Anyone familiar with a basic understanding of inheritance in an object-oriented language in general and python in particular will recognize our implementation of all the classes described above as textbook applications of inheritance. A custom extension that can plug into this same class structure must do two things:

  1. The class declaration must declare it to be a subclass of Executioner.

  2. The class MUST implement a custom kill_if_true method.

In addition, almost any implementation will require a base constructor (i.e. the line def __init__(self,...args..):) defining internal parameters that define the boundaries of the kill test. The kill_if_true method would normally use “self” parameters set by the constructor.
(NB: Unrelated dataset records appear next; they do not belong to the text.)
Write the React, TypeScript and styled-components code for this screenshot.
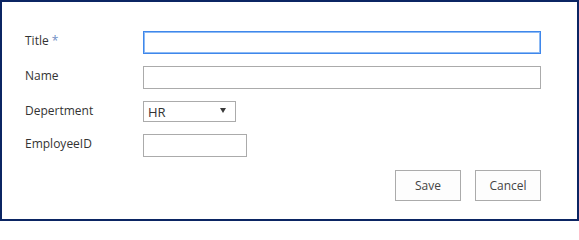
import React from "react";
import styled, { createGlobalStyle } from "styled-components";

const GlobalStyle = createGlobalStyle`
  html, body {
    margin: 0;
    padding: 0;
    background: #ffffff;
  }
  * {
    box-sizing: border-box;
  }
`;

const Dialog = styled.div`
  width: 579px;
  height: 221px;
  border: 2px solid #0b2563;
  background: #ffffff;
  padding: 29px 36px 0 23px;
  font-family: "Open Sans", "Noto Sans", sans-serif;
  font-size: 12px;
  color: #333333;
`;

const Form = styled.div`
  display: grid;
  grid-template-columns: 118px 1fr;
  row-gap: 12px;
  align-items: start;
`;

const Label = styled.label`
  line-height: 18px;
  white-space: nowrap;
  padding-top: 1px;
`;

const Required = styled.span`
  color: #6f8dc4;
`;

const TextInput = styled.input<{ $width?: number; $focused?: boolean }>`
  display: block;
  width: ${(p) => (p.$width ? `${p.$width}px` : "100%")};
  height: 23px;
  margin: 0;
  padding: 0 4px;
  border: 1px solid ${(p) => (p.$focused ? "#3f87eb" : "#ababab")};
  box-shadow: ${(p) => (p.$focused ? "inset 0 0 0 1px #8dbaf4" : "none")};
  background: #ffffff;
  font: inherit;
  outline: none;
`;

const SelectBox = styled.div`
  width: 93px;
  height: 21px;
  border: 1px solid #ababab;
  display: flex;
  align-items: center;
  justify-content: space-between;
  padding: 0 9px 0 4px;
  font-size: 13px;
  color: #333333;
`;

const Arrow = styled.span`
  width: 0;
  height: 0;
  border-left: 3px solid transparent;
  border-right: 3px solid transparent;
  border-top: 5px solid #3a3a3a;
  margin-top: -2px;
`;

const Actions = styled.div`
  display: flex;
  justify-content: flex-end;
  gap: 14px;
  margin-top: 13px;
`;

const Button = styled.button`
  width: 66px;
  height: 31px;
  margin: 0;
  padding: 0;
  border: 1px solid #ababab;
  background: #fdfdfd;
  font-family: "Open Sans", "Noto Sans", sans-serif;
  font-size: 12px;
  color: #444444;
`;

const App: React.FC = () => {
  return (
    <>
      <GlobalStyle />
      <Dialog>
        <Form>
          <Label>
            Title <Required>*</Required>
          </Label>
          <TextInput $focused />
          <Label>Name</Label>
          <TextInput />
          <Label>Depertment</Label>
          <SelectBox>
            <span>HR</span>
            <Arrow />
          </SelectBox>
          <Label>EmployeeID</Label>
          <TextInput $width={104} />
        </Form>
        <Actions>
          <Button>Save</Button>
          <Button>Cancel</Button>
        </Actions>
      </Dialog>
    </>
  );
};

export default App;
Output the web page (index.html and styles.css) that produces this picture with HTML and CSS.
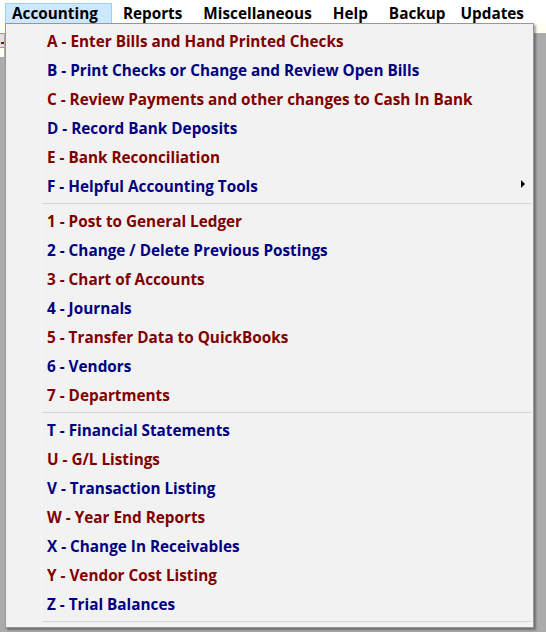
FILE: index.html
```html
<!DOCTYPE html>
<html>
<head>
<meta charset="utf-8">
<link rel="stylesheet" href="styles.css">
</head>
<body>
<div class="menubar">
  <div class="top-item active">Accounting</div>
  <div class="top-item">Reports</div>
  <div class="top-item">Miscellaneous</div>
  <div class="top-item">Help</div>
  <div class="top-item">Backup</div>
  <div class="top-item last">Updates</div>
</div>
<div class="workspace">
  <div class="strip"></div>
  <div class="field"><span class="dot"></span></div>
  <div class="strip2"></div>
</div>
<div class="dropdown">
  <div class="item red">A - Enter Bills and Hand Printed Checks</div>
  <div class="item blue">B - Print Checks or Change and Review Open Bills</div>
  <div class="item red">C - Review Payments and other changes to Cash In Bank</div>
  <div class="item blue">D - Record Bank Deposits</div>
  <div class="item red">E - Bank Reconciliation</div>
  <div class="item blue sub">F - Helpful Accounting Tools<span class="arrow"></span></div>
  <div class="sep"></div>
  <div class="item red">1 - Post to General Ledger</div>
  <div class="item blue">2 - Change / Delete Previous Postings</div>
  <div class="item red">3 - Chart of Accounts</div>
  <div class="item blue">4 - Journals</div>
  <div class="item red">5 - Transfer Data to QuickBooks</div>
  <div class="item blue">6 - Vendors</div>
  <div class="item red">7 - Departments</div>
  <div class="sep"></div>
  <div class="item blue">T - Financial Statements</div>
  <div class="item red">U - G/L Listings</div>
  <div class="item blue">V - Transaction Listing</div>
  <div class="item red">W - Year End Reports</div>
  <div class="item blue">X - Change In Receivables</div>
  <div class="item red">Y - Vendor Cost Listing</div>
  <div class="item blue">Z - Trial Balances</div>
  <div class="sep"></div>
</div>
</body>
</html>
```
FILE: styles.css
```css
html, body {
  margin: 0;
  padding: 0;
}
body {
  width: 546px;
  height: 632px;
  overflow: hidden;
  background: #ababab;
  font-family: "Open Sans", "Noto Sans", sans-serif;
  font-weight: 700;
  position: relative;
}
.menubar {
  height: 23px;
  background: #ffffff;
  display: flex;
  align-items: flex-end;
  padding-left: 5px;
  font-size: 15.3px;
  color: #000;
}
.top-item {
  height: 20px;
  line-height: 20px;
  padding: 0 10px 0 11px;
  box-sizing: border-box;
  white-space: nowrap;
}
.top-item.active {
  background: #cce8ff;
  border: 1px solid #99d1ff;
  border-bottom: none;
  padding: 0 13px 0 6px;
  line-height: 19px;
}
.top-item.last {
  padding-left: 5px;
}
.workspace {
  height: 609px;
}
.strip {
  height: 10px;
  background: #fffff0;
}
.field {
  width: 4px;
  height: 13px;
  background: #e0e0e0;
  border-top: 1px solid #9a9a9a;
  border-bottom: 1px solid #9a9a9a;
  position: relative;
}
.dot {
  display: block;
  position: absolute;
  left: 1px;
  top: 8px;
  width: 3px;
  height: 2px;
  background: #900000;
}
.strip2 {
  width: 4px;
  height: 9px;
  background: #fffff0;
}
.dropdown {
  position: absolute;
  left: 5px;
  top: 23px;
  width: 527px;
  background: #f2f2f2;
  border: 1px solid #979797;
  padding: 3px 0 2px 0;
  box-shadow: 2px 2px 2px rgba(0, 0, 0, 0.35);
  font-size: 15.3px;
}
.dropdown::before {
  content: "";
  position: absolute;
  left: 35px;
  top: 0;
  bottom: 0;
  width: 1px;
  background: #f7f7f7;
}
.item {
  height: 29px;
  line-height: 29px;
  padding-left: 41px;
  padding-right: 8px;
  display: flex;
  align-items: center;
  white-space: nowrap;
}
.red { color: #800000; }
.blue { color: #000080; }
.arrow {
  margin-left: auto;
  width: 0;
  height: 0;
  border-top: 4px solid transparent;
  border-bottom: 4px solid transparent;
  border-left: 4px solid #000;
  margin-top: -6px;
}
.sep {
  height: 6px;
  margin: 0 1px 0 36px;
  box-sizing: border-box;
  border-top: 2px solid transparent;
}
.sep::after {
  content: "";
  display: block;
  height: 1px;
  background: #d7d7d7;
}
```
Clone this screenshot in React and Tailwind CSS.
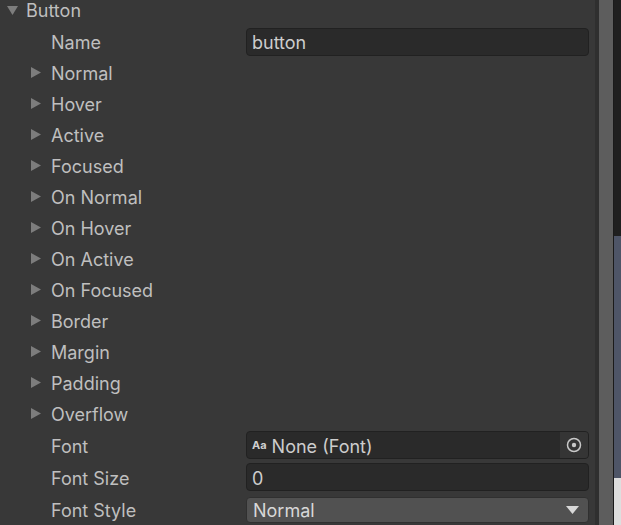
import React from "react";

const Right = () => (
  <svg width="10" height="11" viewBox="0 0 10 11" className="shrink-0">
    <path d="M0 0 L10 5.5 L0 11 Z" fill="#7d7d7d" />
  </svg>
);

const Down = () => (
  <svg width="11" height="9" viewBox="0 0 11 9" className="shrink-0">
    <path d="M0 0 L11 0 L5.5 9 Z" fill="#7d7d7d" />
  </svg>
);

const foldouts = [
  "Normal",
  "Hover",
  "Active",
  "Focused",
  "On Normal",
  "On Hover",
  "On Active",
  "On Focused",
  "Border",
  "Margin",
  "Padding",
  "Overflow",
];

export default function App() {
  return (
    <div
      className="flex w-[621px] h-[525px] overflow-hidden bg-[#383838] text-[#bfbfbf]"
      style={{ fontFamily: "Inter, 'Noto Sans', sans-serif" }}
    >
      <div className="w-[595px] shrink-0 flex flex-col text-[18px] leading-none">
        {/* header */}
        <div className="h-[21px] flex items-center pl-[7px] gap-[8px]">
          <Down />
          <span className="pt-[1px]">Button</span>
        </div>
        {/* Name row */}
        <div className="h-[31px] mt-[5px] flex items-center">
          <span className="w-[246px] pl-[51px] pt-[2px] shrink-0">Name</span>
          <div className="w-[343px] h-[28px] rounded-[4px] bg-[#2a2a2a] border border-[#212121] flex items-center pl-[5px] pt-[2px] text-[#cdcdcd]">
            button
          </div>
        </div>
        {foldouts.map((f) => (
          <div key={f} className="h-[31px] flex items-center pl-[31px] gap-[10px]">
            <Right />
            <span className="pt-[2px]">{f}</span>
          </div>
        ))}
        {/* Font */}
        <div className="h-[32px] flex items-center">
          <span className="w-[246px] pl-[51px] pt-[4px] shrink-0">Font</span>
          <div className="w-[343px] h-[28px] rounded-[4px] bg-[#2a2a2a] border border-[#212121] flex items-center overflow-hidden">
            <span className="pl-[5px] pr-[5px] text-[11px] font-bold text-[#cfcfcf]">Aa</span>
            <span className="flex-1 pt-[3px] text-[#cdcdcd]">None (Font)</span>
            <div className="w-[28px] h-full bg-[#353535] flex items-center justify-center">
              <svg width="16" height="16" viewBox="0 0 16 16">
                <circle cx="8" cy="8" r="6.5" fill="none" stroke="#c8c8c8" strokeWidth="1.5" />
                <circle cx="8" cy="8" r="2.2" fill="#c8c8c8" />
              </svg>
            </div>
          </div>
        </div>
        {/* Font Size */}
        <div className="h-[32px] flex items-center">
          <span className="w-[246px] pl-[51px] pt-[4px] shrink-0">Font Size</span>
          <div className="w-[343px] h-[28px] rounded-[4px] bg-[#2a2a2a] border border-[#212121] flex items-center pl-[5px] pt-[3px] text-[#cdcdcd]">
            0
          </div>
        </div>
        {/* Font Style */}
        <div className="h-[32px] flex items-center">
          <span className="w-[246px] pl-[51px] pt-[4px] shrink-0">Font Style</span>
          <div className="w-[343px] h-[26px] mt-[2px] rounded-[4px] bg-[#515151] border border-[#303030] flex items-center pl-[6px] pr-[9px] text-[#d8d8d8]">
            <span className="flex-1 pt-[2px]">Normal</span>
            <svg width="13" height="8" viewBox="0 0 13 8">
              <path d="M0 0 L13 0 L6.5 8 Z" fill="#d8d8d8" />
            </svg>
          </div>
        </div>
      </div>
      <div className="w-[4px] shrink-0 bg-[#2f2f2f]" />
      <div className="w-[14px] shrink-0 bg-[#5d5d5d]" />
      <div className="w-[1px] shrink-0 bg-[#1a1a1a]" />
      <div className="flex-1 flex flex-col">
        <div className="h-[236px] bg-[#1f1f1f]" />
        <div className="h-[242px] bg-[#4e5567]" />
        <div className="flex-1 bg-[#dedede]" />
      </div>
    </div>
  );
}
Some key points about extensions:

  • Our examples all use attributes fetched from Metadata. That is NOT a requirement. Many algorithms are possible that would compute a test directly from sample data. Be warned, however, that different MsPASS data objects all have fundamentally different sample data organizations. Hence, a class that handles sample data would require a test for the unique data to which it could be applied.

  • Our examples are dogmatic in requiring the data be MsPASS data objects. That is required because the implementation uses the kill method that the caller can be assured is part of the data object received. Extensions that can plug in cleanly (e.g. as a member of a FiringSquad) should do the same test for MsPASS data objects. That test is standardized in the base class method input_is_valid. Use of that method in extensions is strongly advised to avoid unexpected aborts.

  • Consider implementing the verbose option as described here for consistency.

  • As with many things like this the best way to see how to build is an extension is to use the class implementations described above as examples.